On July 4th 1776, the Declaration of Independence was approved by the Continental Congress and has since been celebrated with fireworks, parades and barbecues across the country, but what do you really know about the Fourth of July?

  • Betsy Ross, Philadelphia, PA sewed the first American Flag in June 1776 for George Washington.
  • Independence Day was first celebrated in Philadelphia on July 8, 1776. where the Liberty Bell was rung after the first public reading of the Declaration of Independence.
  • 4th July

  • In 1778, General George Washington marked July 4 with a double ration of rum for his soldiers and an artillery salute.
  • 50 years to the day after the approval of the Declaration of Independence, which they both had a hand in drafting, former presidents Thomas Jefferson and John Adams die on the same say.
  • In 1938, Congress changed Independence Day to a paid federal holiday.
  • Eleven nationwide places have “independence” in their name, Including Independence, Missouri, and Independence, Minnesota.
  • There’s a one-in-four chance your hotdog has come from Iowa as well as a one-in-six chance your beef on the backyard grill came from Texas.
  • Last year, the U.S. imported $193 million worth of fireworks from China and $3.4 million worth of American flags.
  • On July 4, 1916, four immigrants are said to have argued amongst themselves as to who was the most patriotic.
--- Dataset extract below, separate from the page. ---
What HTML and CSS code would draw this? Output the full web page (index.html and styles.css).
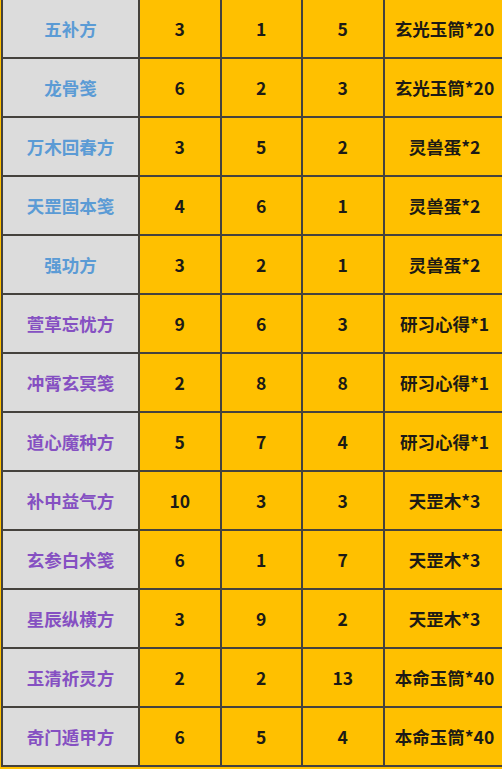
FILE: index.html
```html
<!DOCTYPE html>
<html lang="zh-CN">
<head>
<meta charset="utf-8">
<link rel="stylesheet" href="styles.css">
</head>
<body>
<table class="recipes">
<colgroup>
<col class="c-name"><col class="c-num"><col class="c-num"><col class="c-num"><col class="c-cost">
</colgroup>
<tbody>
<tr><th class="blue">五补方</th><td>3</td><td>1</td><td>5</td><td>玄光玉筒*20</td></tr>
<tr><th class="blue">龙骨笺</th><td>6</td><td>2</td><td>3</td><td>玄光玉筒*20</td></tr>
<tr><th class="blue">万木回春方</th><td>3</td><td>5</td><td>2</td><td>灵兽蛋*2</td></tr>
<tr><th class="blue">天罡固本笺</th><td>4</td><td>6</td><td>1</td><td>灵兽蛋*2</td></tr>
<tr><th class="blue">强功方</th><td>3</td><td>2</td><td>1</td><td>灵兽蛋*2</td></tr>
<tr><th class="purple">萱草忘忧方</th><td>9</td><td>6</td><td>3</td><td>研习心得*1</td></tr>
<tr><th class="purple">冲霄玄冥笺</th><td>2</td><td>8</td><td>8</td><td>研习心得*1</td></tr>
<tr><th class="purple">道心魔种方</th><td>5</td><td>7</td><td>4</td><td>研习心得*1</td></tr>
<tr><th class="purple">补中益气方</th><td>10</td><td>3</td><td>3</td><td>天罡木*3</td></tr>
<tr><th class="purple">玄参白术笺</th><td>6</td><td>1</td><td>7</td><td>天罡木*3</td></tr>
<tr><th class="purple">星辰纵横方</th><td>3</td><td>9</td><td>2</td><td>天罡木*3</td></tr>
<tr><th class="purple">玉清祈灵方</th><td>2</td><td>2</td><td>13</td><td>本命玉筒*40</td></tr>
<tr><th class="purple">奇门遁甲方</th><td>6</td><td>5</td><td>4</td><td>本命玉筒*40</td></tr>
</tbody>
</table>
</body>
</html>
```
FILE: styles.css
```css
html, body {
  margin: 0;
  padding: 0;
  background: #ffc000;
  overflow: hidden;
}
.recipes {
  border-collapse: collapse;
  table-layout: fixed;
  width: 504px;
  margin: -2px 0 0 1px;
  font-family: "Noto Sans CJK SC", "Noto Sans", sans-serif;
  font-size: 17.5px;
  font-weight: 700;
}
.c-name { width: 137px; }
.c-num { width: 81.5px; }
.c-cost { width: 122px; }
.recipes th,
.recipes td {
  height: 59px;
  padding: 0;
  border: 2px solid #45423d;
  text-align: center;
  vertical-align: middle;
  box-sizing: border-box;
  line-height: 1;
}
.recipes td {
  background: #ffc000;
  color: #1c1a16;
}
.recipes th {
  background: #dcdcdc;
  font-weight: 700;
}
.blue { color: #5b9bd5; }
.purple { color: #8550c2; }
```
They decided to settle it by having a hot dog eating competition. This, would later spark the famous “Nathan’s Hot Dog Eating Contest” which is held annually on 4th July at the corner of Surf and Stillwell Avenues in Coney Island, Brooklyn, New York. In 2006, over 30,000 spectators attended the event, and an additional 1.5 million households watched it live on ESPN.

How will you be celebrating today? Do you have any special traditions?

Well, whatever you’re doing, have a great Independence Day!